- STATED PROBLEM:
Search the data for the word "components". Reproduce every line where it is found.

- SUPPLIED DATA:
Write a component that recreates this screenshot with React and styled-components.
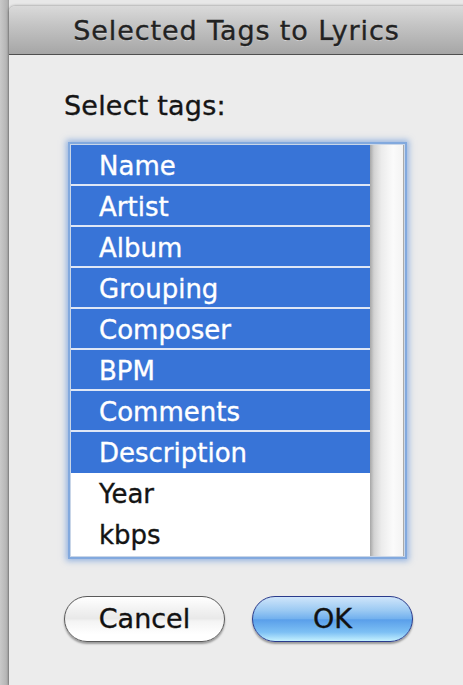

---

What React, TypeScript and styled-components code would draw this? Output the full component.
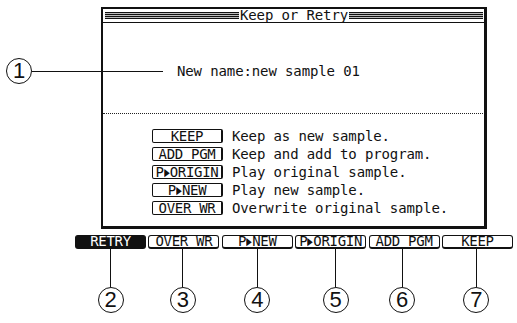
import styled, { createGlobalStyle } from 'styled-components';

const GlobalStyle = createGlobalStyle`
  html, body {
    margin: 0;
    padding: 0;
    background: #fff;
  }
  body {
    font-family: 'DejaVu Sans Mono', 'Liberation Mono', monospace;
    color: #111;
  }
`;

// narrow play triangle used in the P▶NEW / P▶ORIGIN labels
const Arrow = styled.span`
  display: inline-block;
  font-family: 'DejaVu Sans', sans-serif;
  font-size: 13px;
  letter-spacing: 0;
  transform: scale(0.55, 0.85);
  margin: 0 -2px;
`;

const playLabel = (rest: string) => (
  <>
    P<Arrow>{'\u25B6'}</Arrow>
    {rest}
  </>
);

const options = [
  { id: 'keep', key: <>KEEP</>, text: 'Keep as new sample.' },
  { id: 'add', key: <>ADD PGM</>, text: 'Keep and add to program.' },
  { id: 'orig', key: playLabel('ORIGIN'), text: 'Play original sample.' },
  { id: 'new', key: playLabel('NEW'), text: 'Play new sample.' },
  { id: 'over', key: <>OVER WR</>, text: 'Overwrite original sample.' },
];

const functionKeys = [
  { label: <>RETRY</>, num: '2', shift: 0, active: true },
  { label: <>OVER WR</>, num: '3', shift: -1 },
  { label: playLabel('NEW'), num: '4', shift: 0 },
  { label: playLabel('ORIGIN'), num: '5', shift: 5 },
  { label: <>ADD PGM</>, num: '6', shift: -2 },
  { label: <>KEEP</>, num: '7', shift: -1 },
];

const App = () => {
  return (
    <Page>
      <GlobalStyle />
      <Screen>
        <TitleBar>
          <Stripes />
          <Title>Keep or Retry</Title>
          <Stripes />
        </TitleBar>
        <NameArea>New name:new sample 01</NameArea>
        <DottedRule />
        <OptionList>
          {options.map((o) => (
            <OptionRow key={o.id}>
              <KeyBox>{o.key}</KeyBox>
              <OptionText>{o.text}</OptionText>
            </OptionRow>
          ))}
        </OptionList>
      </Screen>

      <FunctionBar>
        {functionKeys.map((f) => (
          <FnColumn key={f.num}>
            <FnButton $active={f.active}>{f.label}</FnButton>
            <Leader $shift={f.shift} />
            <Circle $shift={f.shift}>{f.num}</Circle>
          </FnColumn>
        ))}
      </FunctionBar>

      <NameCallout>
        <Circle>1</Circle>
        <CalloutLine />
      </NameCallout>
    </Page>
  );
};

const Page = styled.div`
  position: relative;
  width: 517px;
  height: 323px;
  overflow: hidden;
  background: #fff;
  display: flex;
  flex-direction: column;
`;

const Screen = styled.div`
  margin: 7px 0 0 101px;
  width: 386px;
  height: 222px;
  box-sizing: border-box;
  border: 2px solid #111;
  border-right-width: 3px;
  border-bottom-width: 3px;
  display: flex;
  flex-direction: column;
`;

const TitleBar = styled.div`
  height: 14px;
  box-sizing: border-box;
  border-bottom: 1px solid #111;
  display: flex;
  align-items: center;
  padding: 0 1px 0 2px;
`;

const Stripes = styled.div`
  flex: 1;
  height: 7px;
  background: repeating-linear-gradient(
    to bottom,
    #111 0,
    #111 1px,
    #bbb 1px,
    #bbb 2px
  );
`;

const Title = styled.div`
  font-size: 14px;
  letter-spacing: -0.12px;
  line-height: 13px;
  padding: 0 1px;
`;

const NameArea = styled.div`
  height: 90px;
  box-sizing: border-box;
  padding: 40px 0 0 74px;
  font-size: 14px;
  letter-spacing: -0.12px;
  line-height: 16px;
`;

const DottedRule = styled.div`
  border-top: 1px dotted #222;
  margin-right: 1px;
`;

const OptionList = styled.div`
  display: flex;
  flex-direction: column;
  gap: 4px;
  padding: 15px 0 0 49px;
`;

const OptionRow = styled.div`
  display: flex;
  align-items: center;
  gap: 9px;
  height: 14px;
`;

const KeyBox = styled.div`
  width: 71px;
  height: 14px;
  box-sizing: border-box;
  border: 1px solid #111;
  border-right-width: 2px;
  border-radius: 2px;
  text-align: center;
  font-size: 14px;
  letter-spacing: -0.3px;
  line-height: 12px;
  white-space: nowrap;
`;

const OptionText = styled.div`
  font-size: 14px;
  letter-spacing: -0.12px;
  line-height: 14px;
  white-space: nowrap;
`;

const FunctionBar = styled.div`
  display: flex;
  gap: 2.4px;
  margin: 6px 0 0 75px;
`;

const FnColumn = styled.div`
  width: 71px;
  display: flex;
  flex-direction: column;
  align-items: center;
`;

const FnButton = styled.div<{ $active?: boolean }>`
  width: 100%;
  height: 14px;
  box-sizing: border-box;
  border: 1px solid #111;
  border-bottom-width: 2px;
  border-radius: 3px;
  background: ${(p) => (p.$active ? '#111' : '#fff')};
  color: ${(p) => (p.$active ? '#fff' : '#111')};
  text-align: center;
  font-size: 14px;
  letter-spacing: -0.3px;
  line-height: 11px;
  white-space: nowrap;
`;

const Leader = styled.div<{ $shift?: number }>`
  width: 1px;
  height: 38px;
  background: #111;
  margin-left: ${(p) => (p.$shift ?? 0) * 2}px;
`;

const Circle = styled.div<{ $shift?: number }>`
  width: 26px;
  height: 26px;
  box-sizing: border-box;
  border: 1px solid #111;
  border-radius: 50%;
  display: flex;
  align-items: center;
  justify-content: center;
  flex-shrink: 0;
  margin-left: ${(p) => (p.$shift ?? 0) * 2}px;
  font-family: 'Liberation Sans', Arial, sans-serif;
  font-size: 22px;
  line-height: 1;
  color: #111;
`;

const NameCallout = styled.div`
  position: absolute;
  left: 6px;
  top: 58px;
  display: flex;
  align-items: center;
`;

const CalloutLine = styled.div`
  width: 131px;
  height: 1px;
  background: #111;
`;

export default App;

...

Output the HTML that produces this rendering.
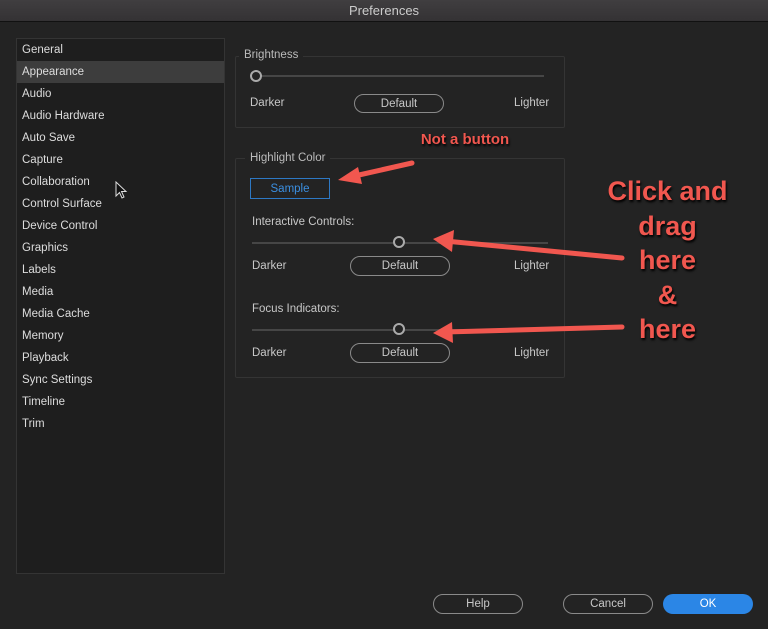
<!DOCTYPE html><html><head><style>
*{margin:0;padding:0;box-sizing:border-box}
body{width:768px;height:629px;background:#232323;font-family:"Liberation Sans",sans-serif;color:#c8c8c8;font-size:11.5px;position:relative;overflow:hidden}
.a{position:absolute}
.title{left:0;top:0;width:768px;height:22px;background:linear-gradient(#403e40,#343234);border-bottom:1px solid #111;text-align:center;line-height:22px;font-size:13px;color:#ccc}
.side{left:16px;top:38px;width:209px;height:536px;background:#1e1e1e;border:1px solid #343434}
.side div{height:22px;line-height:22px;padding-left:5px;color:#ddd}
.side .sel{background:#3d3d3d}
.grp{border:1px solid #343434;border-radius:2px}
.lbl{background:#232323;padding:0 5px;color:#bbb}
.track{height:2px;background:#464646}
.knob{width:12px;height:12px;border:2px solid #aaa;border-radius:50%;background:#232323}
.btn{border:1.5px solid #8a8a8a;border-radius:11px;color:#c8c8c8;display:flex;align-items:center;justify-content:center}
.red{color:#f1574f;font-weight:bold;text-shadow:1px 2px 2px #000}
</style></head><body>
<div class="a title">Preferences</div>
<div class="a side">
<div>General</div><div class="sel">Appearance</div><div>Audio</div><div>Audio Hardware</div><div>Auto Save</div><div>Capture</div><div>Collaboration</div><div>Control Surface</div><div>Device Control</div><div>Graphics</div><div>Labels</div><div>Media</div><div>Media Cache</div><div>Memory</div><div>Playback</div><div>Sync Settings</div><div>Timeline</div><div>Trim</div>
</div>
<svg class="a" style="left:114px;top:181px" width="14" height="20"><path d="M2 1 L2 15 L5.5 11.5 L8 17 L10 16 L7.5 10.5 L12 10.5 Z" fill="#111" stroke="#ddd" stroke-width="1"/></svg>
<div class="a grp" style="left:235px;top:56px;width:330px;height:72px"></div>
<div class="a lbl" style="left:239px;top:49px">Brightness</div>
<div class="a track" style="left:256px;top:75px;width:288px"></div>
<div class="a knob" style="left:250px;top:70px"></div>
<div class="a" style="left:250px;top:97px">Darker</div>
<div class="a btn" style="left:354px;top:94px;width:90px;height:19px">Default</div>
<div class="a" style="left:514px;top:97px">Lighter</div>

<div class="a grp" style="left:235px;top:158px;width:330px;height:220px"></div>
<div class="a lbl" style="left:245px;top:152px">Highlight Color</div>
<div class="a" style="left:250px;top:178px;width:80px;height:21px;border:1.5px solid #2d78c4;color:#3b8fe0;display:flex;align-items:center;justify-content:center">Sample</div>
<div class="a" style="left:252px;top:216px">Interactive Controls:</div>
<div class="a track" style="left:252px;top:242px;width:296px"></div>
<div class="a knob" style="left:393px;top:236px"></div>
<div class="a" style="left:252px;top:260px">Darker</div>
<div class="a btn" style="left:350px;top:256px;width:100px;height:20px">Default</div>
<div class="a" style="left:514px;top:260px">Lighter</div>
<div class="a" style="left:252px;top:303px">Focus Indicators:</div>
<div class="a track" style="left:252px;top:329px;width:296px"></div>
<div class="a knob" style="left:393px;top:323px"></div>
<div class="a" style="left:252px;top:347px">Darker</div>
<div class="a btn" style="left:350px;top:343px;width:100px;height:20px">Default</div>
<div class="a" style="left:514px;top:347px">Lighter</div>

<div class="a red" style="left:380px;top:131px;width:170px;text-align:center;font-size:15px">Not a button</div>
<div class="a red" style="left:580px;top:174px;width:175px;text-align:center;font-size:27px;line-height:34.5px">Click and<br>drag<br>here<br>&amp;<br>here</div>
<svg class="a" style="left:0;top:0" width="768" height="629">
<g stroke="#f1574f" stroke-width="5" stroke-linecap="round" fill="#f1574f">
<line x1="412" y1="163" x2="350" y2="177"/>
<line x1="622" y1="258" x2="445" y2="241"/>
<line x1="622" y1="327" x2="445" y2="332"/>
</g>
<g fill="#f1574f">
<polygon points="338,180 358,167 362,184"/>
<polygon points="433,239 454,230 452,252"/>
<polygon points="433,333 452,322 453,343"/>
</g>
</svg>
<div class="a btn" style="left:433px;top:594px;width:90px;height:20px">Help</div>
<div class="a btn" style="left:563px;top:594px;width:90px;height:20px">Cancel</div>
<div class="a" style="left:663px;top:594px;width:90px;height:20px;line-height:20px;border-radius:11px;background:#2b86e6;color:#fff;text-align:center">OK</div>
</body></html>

- TASK RESULT:
Write a component that recreates this screenshot with React and styled-components.
What React, TypeScript and styled-components code would draw this? Output the full component.
import styled, { createGlobalStyle } from 'styled-components';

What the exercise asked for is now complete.